Colorado State University a Lead Participant in Voluntary Accountability Pilot Program

Colorado State University has become one of the first universities to join a national effort that provides straightforward cost and consumer information on an easily accessible website. This endeavor is the latest of several initiatives instituted by CSU President Larry Edward Penley to ensure transparency and accountability to students, parents and the public.

Participating in College Portrait, a pilot program, means CSU provides prospective undergraduate students and parents with consumer information including data about student experiences and learning outcomes in a single place on its Admissions Web page.

"Colorado State University is a national leader in heeding the call for accountability in higher education," said Penley. "Public institutions have a special responsibility to be accountable, and the addition of College Portrait provides CSU another means of transparency by providing important data and information for students, parents and all interested citizens."

Colorado State was ahead of its peers in efforts to make the university more transparent even before the College Portrait program. Penley made accountability a priority when he arrived at CSU in 2004. In 2005, top administrators visited universities that were leaders in implementing various accountability measures, and Penley began including a call for increased transparency in keynote addresses to such groups as The Association to Advance Collegiate Schools of Business, the Higher Learning Commission and others.

Recognizing the importance of being accountable to parents and students, Penley directed his Cabinet in 2006 to devise a well-rounded, readily reportable system of accountability measures for the campus that could be easily accessed by students and parents. CSU’s accountability measures were posted on the CSU Admissions website – recently replaced with the College Portrait page.

"Colorado State previously was providing this type of important information to the public via the Web, but decided to join the College Portrait project to link with other institutions throughout the nation in an effort to make all of higher education more transparent and accountable," said Tony Frank, provost and senior vice president.

CSU also previously decided to voluntarily participate in the Collegiate Learning Assessment, another accountability mechanism that reports whether students are developing critical-thinking skills.  

This year, the university became one of the first to join the Voluntary System of Accountability College Portrait co-sponsored by the American Association of State Colleges and Universities and the National Association of State Universities and Land-Grant Colleges. The Web template that provides information on individual universities to the public is known as College Portrait.

Because universities use a common data set on College Portrait, consumers can easily compare information between institutions. Colorado State’s College Portrait can be found at http://wsprod.colostate.edu/cwis43/admissions/ccs/VSA.pdf.

"We take our commitment to transparency and public accountability very seriously," Penley said. "In today’s competitive marketplace, especially as a public institution responsible to taxpayers, we must be more open, and we must use the growing array of sophisticated information tools that address productivity and accountability.

"We need to embrace specific, public goals for improving retention and graduation; improvements in productivity; and measurements of the learning environment and learning itself with such measures as the National Survey of Student Engagement and the Collegiate Learning Assessment," Penley added. "Most importantly, we will communicate the results of these measures on our websites and in our publications."

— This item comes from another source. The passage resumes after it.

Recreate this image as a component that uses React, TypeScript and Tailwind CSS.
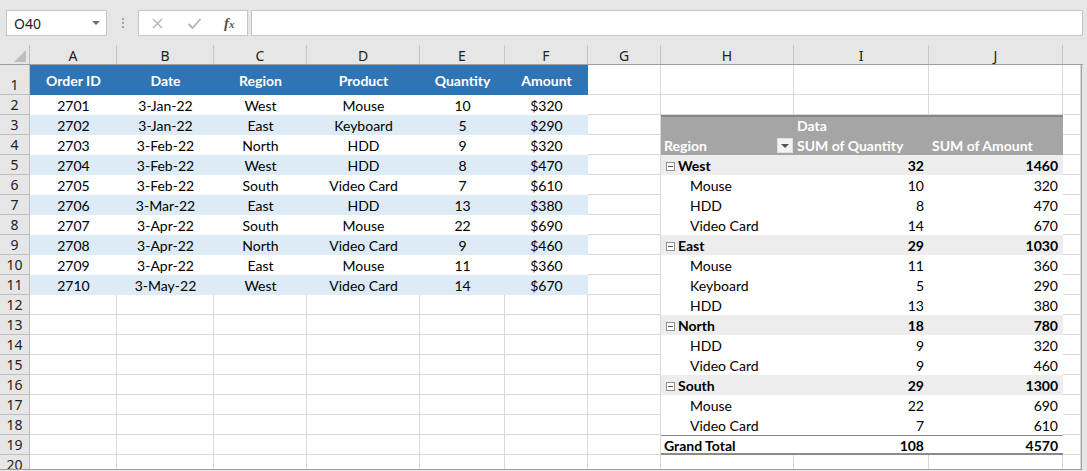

CSU is on a short list of universities participating in the pilot. Others include the University of Minnesota, University of Kansas and University of South Carolina.

Information listed on CSU’s College Portrait includes student characteristics, undergraduate success and progress rate, cost of attendance and financial aid, campus safety and student experiences and perceptions. While that information is already public, the university has compiled it in one place to provide easy, one-stop shopping for students, parents and others interested in knowing more about CSU’s environment and learning outcomes.

Included on the site is a link to a new tool used by the university known as the Collegiate Learning Assessment. The assessment analyzes student growth in critical thinking, analytical reasoning, problem solving and written communication. Results of the first Collegiate Learning Assessment are not yet available.

The information on CSU’s College Portrait can also be useful to other members of the campus community as well as general members of the public and lawmakers.

"The university really began to make public our commitment to accountability with the creation of our strategic plan in 2004," Frank said. "Our list of values associated with our vision and our mission begins with ‘Be accountable.’ As institutions of higher learning become more competitive, Colorado State aims to be known as much for its accountability as for its status as one of the nation’s top research institutions."

More than 80 higher education leaders from 70 public institutions were involved in the development of the VSA program. Seven task forces made up of presidents, provosts, student affairs officers, institutional research officers, and faculty members and headed by a member institution president worked to identify and evaluate potential data elements.